■ Items from a data source:
————————
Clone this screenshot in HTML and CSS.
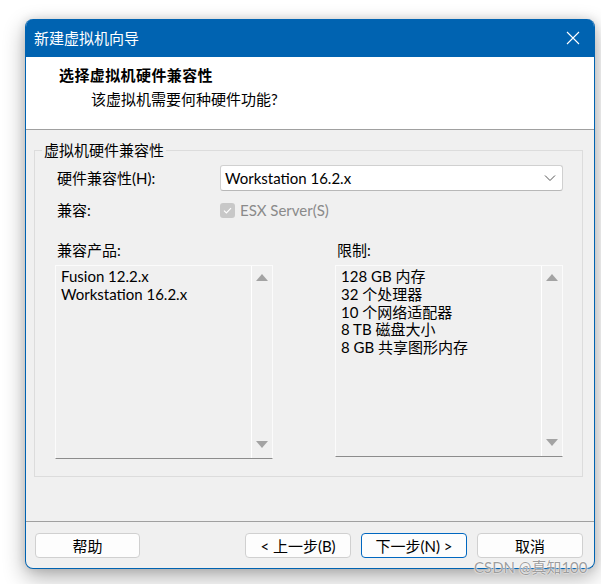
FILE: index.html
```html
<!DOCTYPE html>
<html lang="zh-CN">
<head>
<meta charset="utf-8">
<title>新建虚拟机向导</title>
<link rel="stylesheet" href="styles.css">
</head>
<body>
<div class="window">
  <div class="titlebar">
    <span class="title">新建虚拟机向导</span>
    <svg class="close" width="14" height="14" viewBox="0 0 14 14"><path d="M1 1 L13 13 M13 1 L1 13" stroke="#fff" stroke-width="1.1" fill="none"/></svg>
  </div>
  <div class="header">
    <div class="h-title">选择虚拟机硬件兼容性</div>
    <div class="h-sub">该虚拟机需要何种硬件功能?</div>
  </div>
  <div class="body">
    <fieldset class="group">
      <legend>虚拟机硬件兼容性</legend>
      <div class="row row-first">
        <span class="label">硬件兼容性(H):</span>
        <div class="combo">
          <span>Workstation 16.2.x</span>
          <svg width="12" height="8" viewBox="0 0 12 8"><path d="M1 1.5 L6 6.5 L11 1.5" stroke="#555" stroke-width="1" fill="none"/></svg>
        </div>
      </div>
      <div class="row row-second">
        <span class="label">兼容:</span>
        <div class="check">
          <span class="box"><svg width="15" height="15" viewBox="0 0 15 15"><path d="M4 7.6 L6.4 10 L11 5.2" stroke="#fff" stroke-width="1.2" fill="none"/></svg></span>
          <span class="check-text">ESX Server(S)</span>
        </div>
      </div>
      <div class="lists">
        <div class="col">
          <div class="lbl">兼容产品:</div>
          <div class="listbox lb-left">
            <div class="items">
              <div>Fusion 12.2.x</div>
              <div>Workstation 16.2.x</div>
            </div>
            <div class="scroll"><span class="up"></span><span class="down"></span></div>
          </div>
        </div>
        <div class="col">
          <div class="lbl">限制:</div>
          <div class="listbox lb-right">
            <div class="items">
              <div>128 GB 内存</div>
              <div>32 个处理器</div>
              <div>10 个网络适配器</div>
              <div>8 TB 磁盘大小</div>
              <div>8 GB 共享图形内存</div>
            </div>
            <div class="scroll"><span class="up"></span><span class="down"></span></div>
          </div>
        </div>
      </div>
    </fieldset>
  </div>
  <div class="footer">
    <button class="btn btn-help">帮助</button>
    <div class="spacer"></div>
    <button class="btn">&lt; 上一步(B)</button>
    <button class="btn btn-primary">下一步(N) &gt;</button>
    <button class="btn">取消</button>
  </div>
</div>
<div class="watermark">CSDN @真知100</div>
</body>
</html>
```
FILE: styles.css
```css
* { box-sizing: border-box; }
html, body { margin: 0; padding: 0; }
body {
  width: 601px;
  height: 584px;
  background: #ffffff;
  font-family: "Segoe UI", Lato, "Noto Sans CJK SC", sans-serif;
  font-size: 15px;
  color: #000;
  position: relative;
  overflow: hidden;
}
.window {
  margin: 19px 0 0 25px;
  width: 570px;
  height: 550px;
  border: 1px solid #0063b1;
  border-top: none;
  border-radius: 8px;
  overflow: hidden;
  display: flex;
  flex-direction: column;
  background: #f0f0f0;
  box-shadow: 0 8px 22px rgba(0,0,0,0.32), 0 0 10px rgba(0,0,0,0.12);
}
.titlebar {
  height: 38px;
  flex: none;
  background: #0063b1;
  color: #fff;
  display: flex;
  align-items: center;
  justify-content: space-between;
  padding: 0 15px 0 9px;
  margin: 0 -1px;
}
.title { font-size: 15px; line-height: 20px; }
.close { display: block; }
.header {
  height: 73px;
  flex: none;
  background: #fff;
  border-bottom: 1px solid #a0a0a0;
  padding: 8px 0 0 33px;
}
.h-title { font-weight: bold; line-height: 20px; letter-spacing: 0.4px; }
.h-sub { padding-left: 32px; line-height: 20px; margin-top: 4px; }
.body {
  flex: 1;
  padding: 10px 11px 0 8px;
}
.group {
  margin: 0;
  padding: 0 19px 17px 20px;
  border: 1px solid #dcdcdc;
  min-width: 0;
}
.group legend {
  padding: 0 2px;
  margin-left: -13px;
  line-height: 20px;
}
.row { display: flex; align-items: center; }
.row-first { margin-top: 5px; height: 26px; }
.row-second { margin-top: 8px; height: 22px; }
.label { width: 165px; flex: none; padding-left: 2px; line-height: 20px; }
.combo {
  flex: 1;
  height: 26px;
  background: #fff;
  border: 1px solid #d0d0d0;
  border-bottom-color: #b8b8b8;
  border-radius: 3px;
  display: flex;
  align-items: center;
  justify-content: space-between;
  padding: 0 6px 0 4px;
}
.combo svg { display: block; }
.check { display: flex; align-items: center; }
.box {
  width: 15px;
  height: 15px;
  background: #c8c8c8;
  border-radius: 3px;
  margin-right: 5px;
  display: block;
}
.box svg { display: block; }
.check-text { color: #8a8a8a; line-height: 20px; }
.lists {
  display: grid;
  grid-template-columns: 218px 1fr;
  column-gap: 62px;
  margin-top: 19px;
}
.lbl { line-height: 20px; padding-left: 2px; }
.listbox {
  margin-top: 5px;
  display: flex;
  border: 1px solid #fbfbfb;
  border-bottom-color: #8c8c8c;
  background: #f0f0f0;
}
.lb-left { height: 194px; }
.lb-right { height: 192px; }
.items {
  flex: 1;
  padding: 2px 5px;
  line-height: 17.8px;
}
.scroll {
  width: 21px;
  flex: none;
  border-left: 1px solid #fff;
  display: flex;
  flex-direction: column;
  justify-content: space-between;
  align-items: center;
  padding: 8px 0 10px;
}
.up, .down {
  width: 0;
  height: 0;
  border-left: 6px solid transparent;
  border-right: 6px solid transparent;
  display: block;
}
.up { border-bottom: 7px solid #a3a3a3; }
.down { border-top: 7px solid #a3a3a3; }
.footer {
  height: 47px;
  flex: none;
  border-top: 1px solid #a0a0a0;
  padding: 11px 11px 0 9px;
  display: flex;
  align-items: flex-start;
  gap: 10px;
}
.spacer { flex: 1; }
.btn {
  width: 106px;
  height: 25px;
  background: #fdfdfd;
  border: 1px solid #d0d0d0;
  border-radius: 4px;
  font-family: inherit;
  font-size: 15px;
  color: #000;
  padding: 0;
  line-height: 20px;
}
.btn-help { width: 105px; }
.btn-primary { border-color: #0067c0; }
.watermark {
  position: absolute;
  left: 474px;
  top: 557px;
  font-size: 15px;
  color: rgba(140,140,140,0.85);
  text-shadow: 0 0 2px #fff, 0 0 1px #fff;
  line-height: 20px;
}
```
————————
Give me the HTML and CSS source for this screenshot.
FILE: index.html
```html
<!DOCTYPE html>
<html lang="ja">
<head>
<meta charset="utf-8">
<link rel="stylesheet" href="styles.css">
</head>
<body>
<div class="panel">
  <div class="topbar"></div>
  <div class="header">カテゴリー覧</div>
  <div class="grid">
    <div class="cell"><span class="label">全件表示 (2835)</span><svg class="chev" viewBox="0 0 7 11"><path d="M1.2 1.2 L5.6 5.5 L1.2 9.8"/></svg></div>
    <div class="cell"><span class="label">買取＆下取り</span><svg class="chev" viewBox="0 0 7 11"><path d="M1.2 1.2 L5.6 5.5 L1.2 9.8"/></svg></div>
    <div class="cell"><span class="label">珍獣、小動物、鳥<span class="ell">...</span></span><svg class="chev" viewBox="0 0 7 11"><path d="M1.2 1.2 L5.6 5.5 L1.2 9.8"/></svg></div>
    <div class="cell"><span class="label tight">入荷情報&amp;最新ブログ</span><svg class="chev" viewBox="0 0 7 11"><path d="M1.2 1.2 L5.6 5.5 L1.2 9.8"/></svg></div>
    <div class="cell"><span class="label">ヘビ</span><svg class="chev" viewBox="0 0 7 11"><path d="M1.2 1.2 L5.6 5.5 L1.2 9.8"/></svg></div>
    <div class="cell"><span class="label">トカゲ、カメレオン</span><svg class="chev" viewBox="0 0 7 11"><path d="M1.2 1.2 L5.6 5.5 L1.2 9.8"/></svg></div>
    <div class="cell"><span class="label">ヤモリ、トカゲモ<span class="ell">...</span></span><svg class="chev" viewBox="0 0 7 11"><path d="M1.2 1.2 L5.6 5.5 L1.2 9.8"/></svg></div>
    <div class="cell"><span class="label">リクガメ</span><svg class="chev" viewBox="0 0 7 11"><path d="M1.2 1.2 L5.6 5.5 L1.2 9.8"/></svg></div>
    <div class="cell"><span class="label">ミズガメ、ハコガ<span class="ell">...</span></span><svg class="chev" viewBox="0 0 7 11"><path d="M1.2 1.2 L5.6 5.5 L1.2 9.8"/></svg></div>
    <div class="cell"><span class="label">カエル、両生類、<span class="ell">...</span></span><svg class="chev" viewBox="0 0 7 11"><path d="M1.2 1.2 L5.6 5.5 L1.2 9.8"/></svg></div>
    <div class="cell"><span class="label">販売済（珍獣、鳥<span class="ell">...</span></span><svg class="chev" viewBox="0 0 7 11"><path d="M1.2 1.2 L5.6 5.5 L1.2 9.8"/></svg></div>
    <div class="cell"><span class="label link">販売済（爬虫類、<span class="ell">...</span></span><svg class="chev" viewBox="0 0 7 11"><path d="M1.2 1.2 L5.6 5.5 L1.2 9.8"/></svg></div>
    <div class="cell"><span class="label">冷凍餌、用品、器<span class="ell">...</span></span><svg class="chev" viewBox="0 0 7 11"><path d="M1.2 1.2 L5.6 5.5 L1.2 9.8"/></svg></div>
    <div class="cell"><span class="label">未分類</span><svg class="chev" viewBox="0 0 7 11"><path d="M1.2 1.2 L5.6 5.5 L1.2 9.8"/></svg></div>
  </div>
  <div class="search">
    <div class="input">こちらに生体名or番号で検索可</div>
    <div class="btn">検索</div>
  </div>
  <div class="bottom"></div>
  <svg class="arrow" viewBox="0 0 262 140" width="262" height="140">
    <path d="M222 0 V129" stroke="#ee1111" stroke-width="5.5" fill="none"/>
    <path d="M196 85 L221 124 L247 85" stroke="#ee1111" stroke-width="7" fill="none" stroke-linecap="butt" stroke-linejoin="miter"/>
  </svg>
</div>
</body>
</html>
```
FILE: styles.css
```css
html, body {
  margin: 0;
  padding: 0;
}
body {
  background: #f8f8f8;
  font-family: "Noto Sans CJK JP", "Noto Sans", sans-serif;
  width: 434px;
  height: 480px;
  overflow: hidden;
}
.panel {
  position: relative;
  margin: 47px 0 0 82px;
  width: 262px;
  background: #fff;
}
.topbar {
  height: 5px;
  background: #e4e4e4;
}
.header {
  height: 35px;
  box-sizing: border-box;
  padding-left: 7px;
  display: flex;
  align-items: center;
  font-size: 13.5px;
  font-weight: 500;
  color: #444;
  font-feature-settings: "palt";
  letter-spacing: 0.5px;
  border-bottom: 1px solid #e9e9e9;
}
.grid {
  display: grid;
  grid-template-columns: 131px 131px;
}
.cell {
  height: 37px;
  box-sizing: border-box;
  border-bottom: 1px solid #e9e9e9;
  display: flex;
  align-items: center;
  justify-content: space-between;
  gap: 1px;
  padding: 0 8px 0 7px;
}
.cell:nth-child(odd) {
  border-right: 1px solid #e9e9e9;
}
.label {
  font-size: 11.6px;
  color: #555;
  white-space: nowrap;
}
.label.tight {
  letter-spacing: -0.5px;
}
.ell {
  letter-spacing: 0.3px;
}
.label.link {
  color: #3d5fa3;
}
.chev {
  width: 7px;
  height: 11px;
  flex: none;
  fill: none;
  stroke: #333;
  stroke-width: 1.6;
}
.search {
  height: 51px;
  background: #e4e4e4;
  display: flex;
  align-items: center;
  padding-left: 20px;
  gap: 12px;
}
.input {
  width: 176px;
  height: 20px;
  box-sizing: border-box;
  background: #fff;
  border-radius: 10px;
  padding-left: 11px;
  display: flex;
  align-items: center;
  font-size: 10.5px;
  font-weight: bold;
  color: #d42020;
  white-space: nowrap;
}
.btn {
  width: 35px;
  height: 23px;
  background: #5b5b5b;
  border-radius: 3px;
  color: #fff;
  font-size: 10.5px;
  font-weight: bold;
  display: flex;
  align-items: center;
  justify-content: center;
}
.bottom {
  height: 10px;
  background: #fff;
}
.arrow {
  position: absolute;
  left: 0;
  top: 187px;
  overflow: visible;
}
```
————————
■ Your goal:
Report only the number of lines in the records that include the word "this".

■ Answer to the task:
2